Around Summer 2015, I was asked to write a short piece about why I picked my university, Manchester Metropolitan, where I started studying in September 2014. It’s strange to look back at it now, another year on. I feel as if some force has stuck the accelerator on full pelt and I’m holding on for my dear life. It’s also equally as strange to think that in this short period of time again, I will be graduating and (hopefully) have a science degree. But here you go, here’s a quick little read into my 18 year old’s perception of uni (in just a few hundred words of course).
(p.s. this picture here was on my very first day moving into university! How embarassingly cute!)
“I think the main thing I’ve learnt from university is how big and diverse the world really is. It’s okay to be different – quoting Dr Seuss, “You have to be odd to be number one”.
One year ago, I embarked on the biggest rollercoaster adventure of my life to date: university.
Expectation: Lots of studying. Long, hard hours in lecture theatres with lecturers secretly performing sleep hypnosis. All – nighters fuelled by Tesco value coffee trying to finish the ever ongoing list of assignments. 18 year olds everywhere. The odd night out or two.

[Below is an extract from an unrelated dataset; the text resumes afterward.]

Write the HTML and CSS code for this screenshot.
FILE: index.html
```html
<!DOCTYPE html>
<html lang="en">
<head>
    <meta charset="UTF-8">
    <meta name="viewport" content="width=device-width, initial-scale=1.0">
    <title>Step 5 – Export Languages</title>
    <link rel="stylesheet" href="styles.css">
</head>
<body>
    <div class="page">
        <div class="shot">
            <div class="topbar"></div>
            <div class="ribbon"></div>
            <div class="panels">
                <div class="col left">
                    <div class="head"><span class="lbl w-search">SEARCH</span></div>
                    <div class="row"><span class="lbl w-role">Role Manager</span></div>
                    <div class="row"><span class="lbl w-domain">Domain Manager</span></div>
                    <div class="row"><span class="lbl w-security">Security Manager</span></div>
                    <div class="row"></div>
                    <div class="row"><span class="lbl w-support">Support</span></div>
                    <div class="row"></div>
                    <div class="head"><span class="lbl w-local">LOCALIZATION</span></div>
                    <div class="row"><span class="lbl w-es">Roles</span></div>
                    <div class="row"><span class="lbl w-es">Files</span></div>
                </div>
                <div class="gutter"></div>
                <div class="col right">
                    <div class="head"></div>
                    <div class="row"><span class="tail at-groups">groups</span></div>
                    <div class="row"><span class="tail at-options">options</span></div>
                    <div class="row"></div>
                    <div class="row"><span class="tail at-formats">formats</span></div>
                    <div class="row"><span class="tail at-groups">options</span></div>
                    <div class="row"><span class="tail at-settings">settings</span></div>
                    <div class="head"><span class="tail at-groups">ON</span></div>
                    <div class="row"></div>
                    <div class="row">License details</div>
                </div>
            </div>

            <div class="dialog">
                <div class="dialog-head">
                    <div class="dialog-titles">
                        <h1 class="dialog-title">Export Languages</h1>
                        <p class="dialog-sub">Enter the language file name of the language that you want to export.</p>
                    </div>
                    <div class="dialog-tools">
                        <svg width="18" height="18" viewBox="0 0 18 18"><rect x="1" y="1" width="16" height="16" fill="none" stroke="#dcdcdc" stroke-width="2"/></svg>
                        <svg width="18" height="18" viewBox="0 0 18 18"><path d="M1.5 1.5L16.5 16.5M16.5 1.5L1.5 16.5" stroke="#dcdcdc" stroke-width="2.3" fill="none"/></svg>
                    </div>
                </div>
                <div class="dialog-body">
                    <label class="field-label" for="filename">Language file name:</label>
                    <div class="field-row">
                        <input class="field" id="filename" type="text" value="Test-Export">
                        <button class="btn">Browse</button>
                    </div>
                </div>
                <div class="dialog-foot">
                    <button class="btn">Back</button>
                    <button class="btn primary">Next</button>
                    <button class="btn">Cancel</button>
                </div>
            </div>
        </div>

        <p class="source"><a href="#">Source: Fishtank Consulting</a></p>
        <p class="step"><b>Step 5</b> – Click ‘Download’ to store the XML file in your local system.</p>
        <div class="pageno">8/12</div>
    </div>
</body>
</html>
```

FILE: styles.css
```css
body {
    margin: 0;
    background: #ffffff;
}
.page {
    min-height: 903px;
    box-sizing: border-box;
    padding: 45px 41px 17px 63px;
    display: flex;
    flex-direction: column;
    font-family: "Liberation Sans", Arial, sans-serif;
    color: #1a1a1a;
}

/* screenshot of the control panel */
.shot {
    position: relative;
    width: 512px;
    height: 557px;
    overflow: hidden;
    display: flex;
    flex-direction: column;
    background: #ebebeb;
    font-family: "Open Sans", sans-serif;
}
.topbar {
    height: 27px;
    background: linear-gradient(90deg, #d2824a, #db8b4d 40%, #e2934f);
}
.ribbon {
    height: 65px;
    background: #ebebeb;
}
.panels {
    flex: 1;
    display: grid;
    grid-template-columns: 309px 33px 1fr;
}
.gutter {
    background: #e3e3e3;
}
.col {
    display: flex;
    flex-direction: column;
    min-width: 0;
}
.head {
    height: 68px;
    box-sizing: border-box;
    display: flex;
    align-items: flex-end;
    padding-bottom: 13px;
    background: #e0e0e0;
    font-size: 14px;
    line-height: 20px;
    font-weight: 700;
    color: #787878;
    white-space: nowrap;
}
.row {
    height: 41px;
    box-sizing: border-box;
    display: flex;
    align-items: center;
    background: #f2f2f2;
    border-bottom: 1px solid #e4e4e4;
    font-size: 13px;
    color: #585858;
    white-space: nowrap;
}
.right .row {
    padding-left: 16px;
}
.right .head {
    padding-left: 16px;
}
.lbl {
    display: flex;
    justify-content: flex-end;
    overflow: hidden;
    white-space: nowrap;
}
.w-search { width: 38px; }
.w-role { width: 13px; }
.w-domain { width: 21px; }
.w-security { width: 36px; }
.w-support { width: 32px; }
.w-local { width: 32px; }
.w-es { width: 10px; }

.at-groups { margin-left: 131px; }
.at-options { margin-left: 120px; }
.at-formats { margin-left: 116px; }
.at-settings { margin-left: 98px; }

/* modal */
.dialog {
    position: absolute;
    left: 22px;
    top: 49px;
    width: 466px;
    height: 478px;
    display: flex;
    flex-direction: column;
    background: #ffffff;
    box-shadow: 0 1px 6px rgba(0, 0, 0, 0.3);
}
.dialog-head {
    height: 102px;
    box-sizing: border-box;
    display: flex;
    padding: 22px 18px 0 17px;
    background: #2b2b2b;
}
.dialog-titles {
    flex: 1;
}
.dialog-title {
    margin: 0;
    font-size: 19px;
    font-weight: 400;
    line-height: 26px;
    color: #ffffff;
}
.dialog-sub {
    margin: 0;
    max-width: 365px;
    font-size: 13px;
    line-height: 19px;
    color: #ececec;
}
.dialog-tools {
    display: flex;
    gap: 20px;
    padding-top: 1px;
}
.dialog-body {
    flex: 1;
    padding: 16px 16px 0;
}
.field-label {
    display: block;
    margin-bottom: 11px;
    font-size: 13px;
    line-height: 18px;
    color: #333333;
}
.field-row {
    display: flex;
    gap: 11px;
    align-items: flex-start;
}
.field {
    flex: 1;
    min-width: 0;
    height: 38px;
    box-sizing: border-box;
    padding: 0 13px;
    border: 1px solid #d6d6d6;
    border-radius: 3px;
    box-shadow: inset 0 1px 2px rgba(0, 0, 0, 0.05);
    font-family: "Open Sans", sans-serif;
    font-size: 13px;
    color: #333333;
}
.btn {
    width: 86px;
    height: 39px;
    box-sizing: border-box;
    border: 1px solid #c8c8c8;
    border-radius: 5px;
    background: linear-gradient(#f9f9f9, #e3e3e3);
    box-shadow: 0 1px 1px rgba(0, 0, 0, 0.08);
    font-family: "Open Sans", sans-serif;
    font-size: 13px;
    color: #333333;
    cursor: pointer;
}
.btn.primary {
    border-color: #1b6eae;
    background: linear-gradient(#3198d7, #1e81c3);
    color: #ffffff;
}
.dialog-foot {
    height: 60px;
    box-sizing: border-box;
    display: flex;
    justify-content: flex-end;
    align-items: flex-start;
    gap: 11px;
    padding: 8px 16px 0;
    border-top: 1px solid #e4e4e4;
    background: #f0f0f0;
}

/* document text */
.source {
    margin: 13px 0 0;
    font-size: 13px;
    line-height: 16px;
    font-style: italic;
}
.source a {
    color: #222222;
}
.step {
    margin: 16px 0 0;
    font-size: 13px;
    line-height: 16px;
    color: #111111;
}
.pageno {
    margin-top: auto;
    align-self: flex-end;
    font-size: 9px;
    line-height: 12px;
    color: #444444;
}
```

Reality: well…. that — but so much more.
Studying Nutritional Sciences is one of the best things I have ever done. My love of food and nutrition throughout school was always thought to be a bit strange by others and when I decided not to apply to a Russell Group University like all my other friends, I think I caused a little bit of a stir.
My course is so unique – it’s not just about endless lectures and the amount of 52p jotters you can fill in a semester. We get endless hands on experiences, lab work and practical sessions, as well as getting to explore the city with many events and workshops that are available. We even get to bake the odd loaf of bread or two… or forty in the case of one of our seminars!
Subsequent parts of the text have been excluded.